Samit Dasgupta (Duke University)

Event

TITLE :
Stark's Conjectures and Hilbert's 12th Problem.

ABSTRACT :
In this talk we will discuss two central problems in algebraic number theory and their interconnections: explicit class field theory and the special values of L-functions. The goal of explicit class field theory is to describe the abelian extensions of a ground number field via analytic means intrinsic to the ground field; this question lies at the core of Hilbert's 12th Problem. Meanwhile, there is an abundance of conjectures on the values of L-functions at certain special points. Of these, Stark's Conjecture has relevance toward explicit class field theory. I will describe two recent joint results with Mahesh Kakde on these topics. The first is a proof of the Brumer-Stark conjecture away from p=2. This conjecture states the existence of certain canonical elements in abelian extensions of totally real fields.

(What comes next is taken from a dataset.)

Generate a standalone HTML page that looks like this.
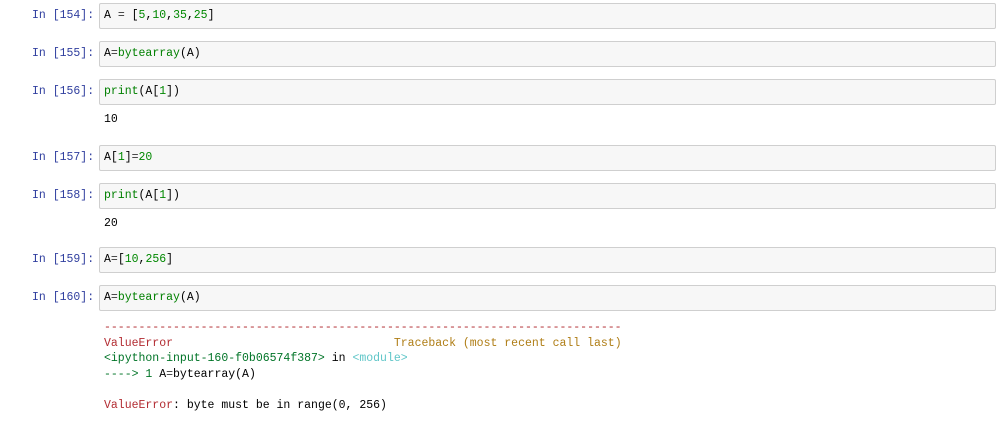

The second is a proof of an exact formula for Brumer-Stark units that has been developed over the last 15 years. We show that these units together with other easily written explicit elements generate the maximal abelian extension of a totally real field, thereby giving a p-adic solution to the question of explicit class field theory for these fields.

HYBRIDE

This conference will be held in hybrid mode with a limited number of 21 participants on site. To reserve your place by first come, first serve, please use the link below.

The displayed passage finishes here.